Computational singular perturbation with non-parametric tabulation of slow manifolds for time integration of stiff chemical kinetics

This paper presents a novel tabulation strategy for the adaptive numerical integration of chemical kinetics using the computational singular perturbation (CSP) method. The strategy stores and reuses CSP quantities required to filter out fast dissipative processes, resulting in a non-stiff chemical source term. In particular, non-parametric regression on low-dimensional slow invariant manifolds (SIMs) in the chemical state space is used to approximate the CSP vectors spanning the fast chemical subspace and the associated fast chemical time-scales. The relevant manifold and its dimension varies depending on the local number of exhausted modes at every location in the chemical state space. Multiple manifolds are therefore tabulated, corresponding to different numbers of exhausted modes (dimensions) and associated radical species.
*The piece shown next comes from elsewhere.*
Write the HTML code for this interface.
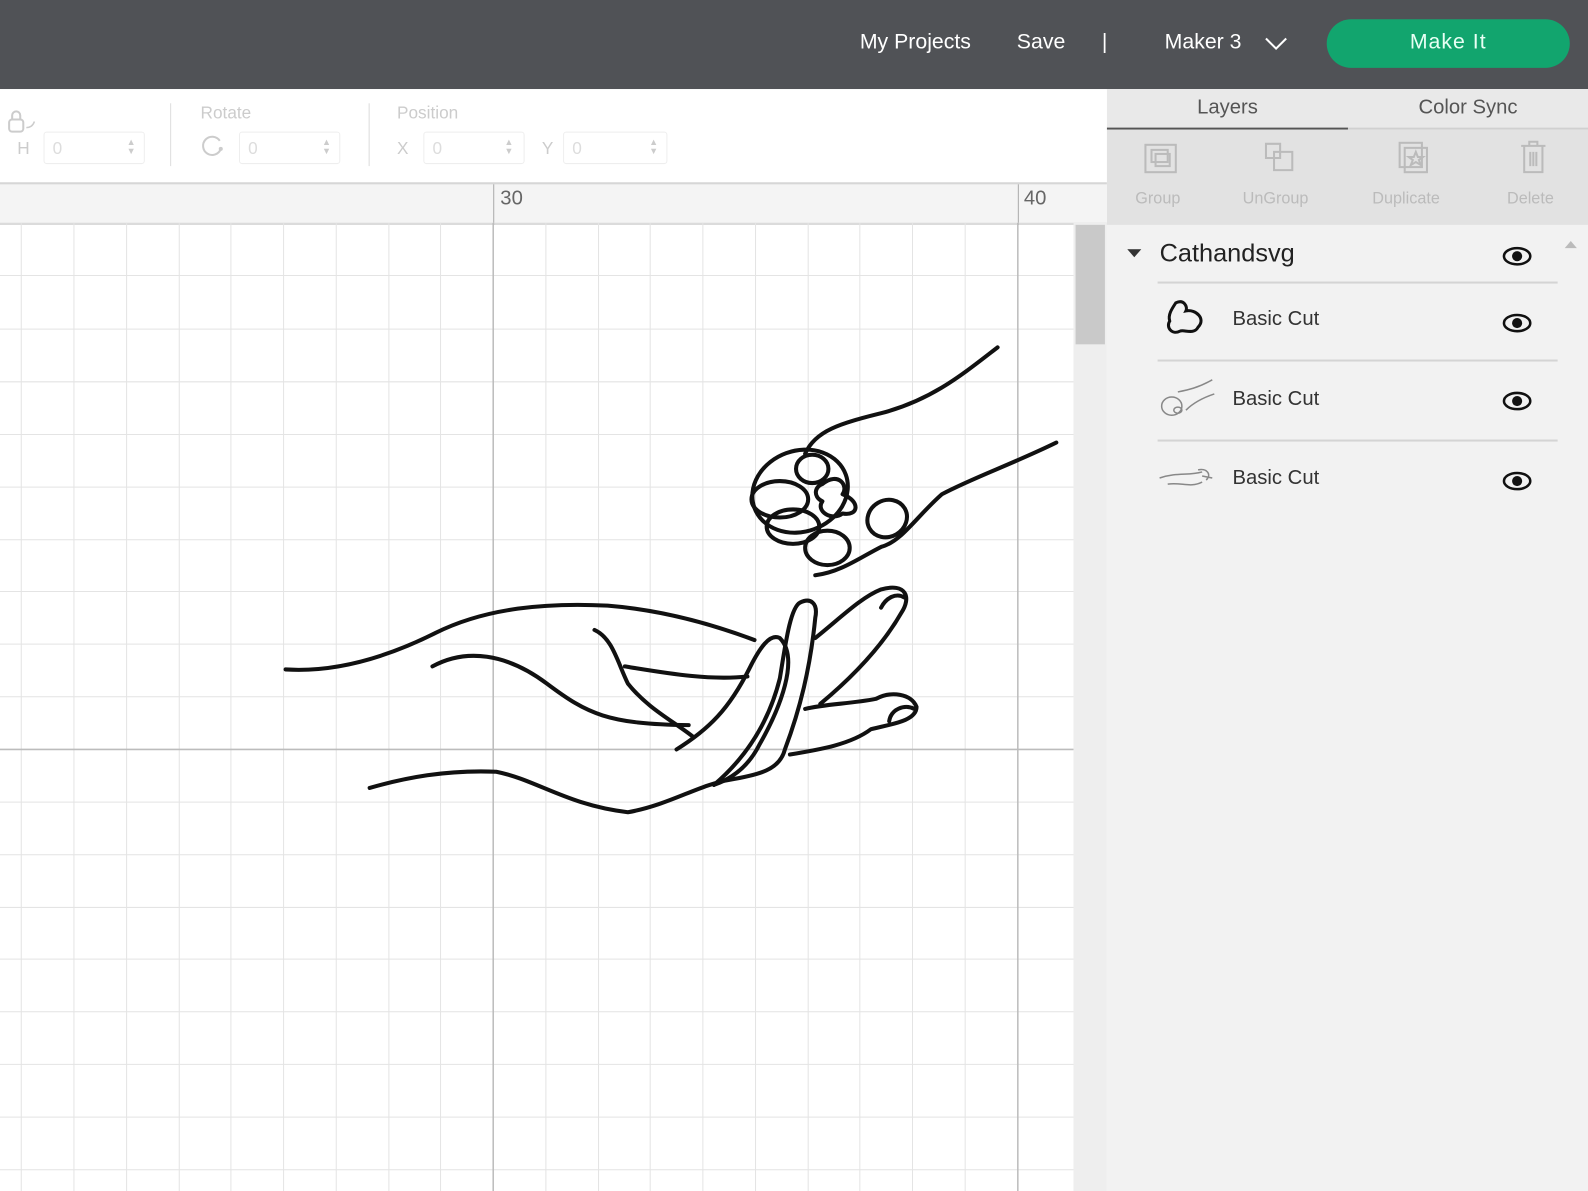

Non-parametric representations are inherently adaptive, and rely on efficient approximate-nearest-neighbor queries. As the CSP information is only a function of the non-radical species in the system and has relatively small gradients in the chemical state space, tabulation occurs in a lower-dimensional state space and at a relatively coarse level, thereby improving scalability to larger chemical mechanisms. The approach is demonstrated on the simulation of homogeneous constant pressure H₂–air and CH₄–air ignition, over a range of initial conditions. For CH₄–air, results are shown that outperform direct implicit integration of the stiff chemical kinetics while maintaining good accuracy.